Knowledge graphs are like vast webs of interconnected facts that help AI systems make sense of relationships in real-world data. However, these graphs are often incomplete, which creates challenges when trying to infer missing connections between entities.
Now, a new method called KnowFormer revisits the power of transformers—AI models typically used for language tasks—and adapts them for the complex world of knowledge graphs.
Unlike past transformer-based models that relied on textual descriptions to make sense of graphs, KnowFormer takes a purely structural approach. It utilizes the transformer’s attention mechanism to directly learn from the way entities are related in the graph.
This innovative approach helps avoid the common pitfalls of path-based methods, such as when connections between entities are too narrow or "squashed" by the model.
How Does KnowFormer Work?
KnowFormer modifies the standard self-attention mechanism, turning it into a system that looks at entity pairs and their relationships, creating representations based on how likely these entities are to belong together in the graph.
This process takes into account not just individual connections, but also broader structural patterns.
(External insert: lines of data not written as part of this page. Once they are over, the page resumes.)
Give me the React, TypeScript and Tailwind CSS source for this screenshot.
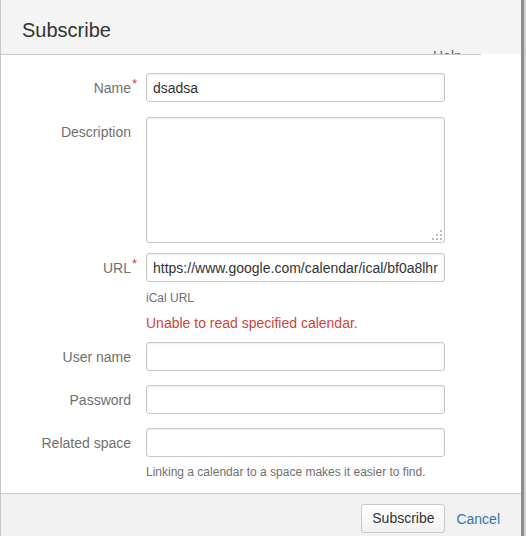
import React from 'react';

const inputCls =
  'block w-[299px] h-[29px] px-[6px] rounded-[3px] border border-[#c8c8c8] bg-white text-[14px] text-[#333333] shadow-[inset_0_1px_2px_rgba(0,0,0,0.07)] outline-none';

function Label({ text, required }: { text: string; required?: boolean }) {
  return (
    <div className="w-[145px] shrink-0 pr-[15px] pt-[5px] text-right text-[14px] leading-[20px] text-[#707070]">
      <span className="relative">
        {text}
        {required && (
          <span className="absolute left-[calc(100%+1px)] top-[-6px] text-[13px] text-[#d04437]">*</span>
        )}
      </span>
    </div>
  );
}

function Row({ label, required, children, className }: { label: string; required?: boolean; children: React.ReactNode; className?: string }) {
  return (
    <div className={`flex ${className ?? ''}`}>
      <Label text={label} required={required} />
      {children}
    </div>
  );
}

function Grip() {
  // dotted resize handle, bottom right of the textarea
  const dots = [
    [8, 0],
    [4, 4],
    [8, 4],
    [0, 8],
    [4, 8],
    [8, 8],
  ];
  return (
    <svg className="pointer-events-none absolute right-[3px] bottom-[3px]" width="10" height="10" viewBox="0 0 10 10">
      {dots.map(([x, y], i) => (
        <rect key={i} x={x} y={y} width="2" height="2" fill="#bdbdbd" />
      ))}
    </svg>
  );
}

export default function App() {
  return (
    <div className="flex w-[526px] h-[536px] bg-[#d0d0d0] font-['Liberation_Sans',Arial,sans-serif]">
      <div className="flex flex-col w-[524px] h-full bg-white border-l border-l-[#c8c8c8] border-r-[3px] border-r-[#8c8c8c]">
        <div className="relative h-[54px] shrink-0 overflow-hidden bg-[#f4f4f4]">
          <h2 className="pl-[21px] pt-[18px] text-[20px] leading-[24px] text-[#333333]">Subscribe</h2>
          <span className="absolute left-[432px] top-[48px] text-[14px] leading-[16px] text-[#666666]">Help</span>
        </div>
        <div className="h-[1px] w-[480px] bg-[#cccccc]" />

        <div className="flex flex-1 flex-col">
          <Row label="Name" required className="mt-[18px]">
            <input className={inputCls} defaultValue="dsadsa" />
          </Row>
          <Row label="Description" className="mt-[15px]">
            <div className="relative">
              <textarea className="block w-[299px] h-[126px] resize-none px-[6px] py-[4px] rounded-[3px] border border-[#c8c8c8] bg-white text-[14px] text-[#333333] shadow-[inset_0_1px_2px_rgba(0,0,0,0.07)] outline-none" />
              <Grip />
            </div>
          </Row>
          <Row label="URL" required className="mt-[10px]">
            <input
              className={inputCls}
              defaultValue="https://www.google.com/calendar/ical/bf0a8lhra7q1qbgsmps8lho3ig%40group.calendar.google.com/public/basic.ics"
            />
          </Row>
          <div className="ml-[145px] mt-[8px] text-[12px] leading-[16px] text-[#707070]">iCal URL</div>
          <div className="ml-[145px] mt-[7px] text-[14px] leading-[20px] text-[#d04437]">Unable to read specified calendar.</div>
          <Row label="User name" className="mt-[9px]">
            <input className={inputCls} />
          </Row>
          <Row label="Password" className="mt-[14px]">
            <input type="password" className={inputCls} />
          </Row>
          <Row label="Related space" className="mt-[14px]">
            <input className={inputCls} />
          </Row>
          <div className="ml-[145px] mt-[7px] text-[12px] leading-[16px] text-[#707070]">
            Linking a calendar to a space makes it easier to find.
          </div>
        </div>

        <div className="flex h-[43px] shrink-0 items-start justify-end gap-[11px] border-t border-t-[#cccccc] bg-[#f2f2f2] pr-[21px] pt-[10px]">
          <button className="h-[29px] w-[84px] rounded-[3px] border border-[#c8c8c8] bg-gradient-to-b from-white to-[#f2f2f2] text-[14px] text-[#333333]">
            Subscribe
          </button>
          <a className="pt-[5px] text-[14px] leading-[20px] text-[#3b73af]" href="#">
            Cancel
          </a>
        </div>
      </div>
    </div>
  );
}
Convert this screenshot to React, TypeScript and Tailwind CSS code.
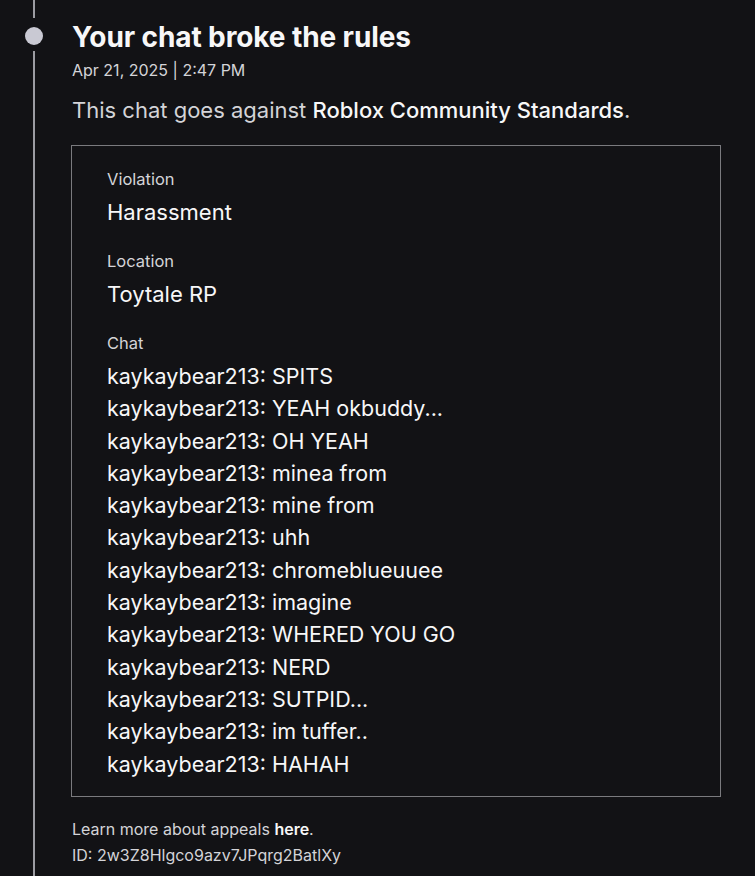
import React from "react";

const chat = [
  "SPITS",
  "YEAH okbuddy...",
  "OH YEAH",
  "minea from",
  "mine from",
  "uhh",
  "chromeblueuuee",
  "imagine",
  "WHERED YOU GO",
  "NERD",
  "SUTPID...",
  "im tuffer..",
  "HAHAH",
];

export default function App() {
  return (
    <div
      className="w-[755px] h-[876px] overflow-hidden bg-[#121215] text-[#f7f7f8] flex"
      style={{ fontFamily: "Inter, 'Noto Sans', sans-serif" }}
    >
      <div className="w-[68px] shrink-0 flex flex-col items-center">
        <div className="w-[2px] h-[18px] bg-[#9c9ca2]" />
        <div className="w-[18px] h-[18px] rounded-full bg-[#c9c9d3] mt-[9px]" />
        <div className="w-[2px] flex-1 bg-[#9c9ca2] mt-[6px]" />
      </div>
      <div className="ml-[3px] w-[650px] flex flex-col pt-[21px]">
        <div className="text-[28px] leading-[32px] font-bold tracking-[-0.1px] pl-[1px]">
          Your chat broke the rules
        </div>
        <div className="mt-[6px] text-[16px] leading-[22px] text-[#d4d4d8] pl-[1px]">
          Apr 21, 2025 | 2:47 PM
        </div>
        <div className="mt-[14px] text-[22px] leading-[30px] text-[#d4d4d8] pl-[1px]">
          This chat goes against{" "}
          <span className="text-[#f7f7f8] font-medium">Roblox Community Standards</span>.
        </div>
        <div className="mt-[20px] border border-[#7a7a7e] pl-[35px] pt-[22px] pb-[16px]">
          <div className="text-[16.5px] leading-[22px] text-[#d4d4d8]">Violation</div>
          <div className="mt-[6px] text-[22px] leading-[32px]">Harassment</div>
          <div className="mt-[22px] text-[16.5px] leading-[22px] text-[#d4d4d8]">Location</div>
          <div className="mt-[6px] text-[22px] leading-[32px]">Toytale RP</div>
          <div className="mt-[22px] text-[16.5px] leading-[22px] text-[#d4d4d8]">Chat</div>
          <div className="mt-[6px] flex flex-col">
            {chat.map((c, i) => (
              <div key={i} className="text-[21.5px] leading-[32.3px]">
                kaykaybear213: {c}
              </div>
            ))}
          </div>
        </div>
        <div className="mt-[19px] text-[16px] leading-[26px] text-[#d4d4d8] pl-[1px]">
          Learn more about appeals{" "}
          <span className="text-[#f7f7f8] font-semibold">here</span>.
        </div>
        <div className="text-[16px] leading-[26px] text-[#d4d4d8] pl-[1px]">
          ID: 2w3Z8Hlgco9azv7JPqrg2BatlXy
        </div>
      </div>
    </div>
  );
}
To do this efficiently, KnowFormer incorporates structural information right into the attention calculation, ensuring that even as the graph scales up, the reasoning process remains manageable.
The model also introduces clever ways to compute attention scores, making sure the system stays scalable without sacrificing accuracy. Thanks to these enhancements, KnowFormer is able to outperform previous models on various benchmarks, showing its prowess in both "transductive" scenarios (where all entities are known) and "inductive" ones (where new, unseen entities appear).
KnowFormer could revolutionize how AI systems perform tasks like recommendation systems, drug discovery, or question answering, where understanding hidden connections between data points is key. By improving how knowledge graph reasoning is done, it opens the door for more accurate, scalable, and generalizable AI systems.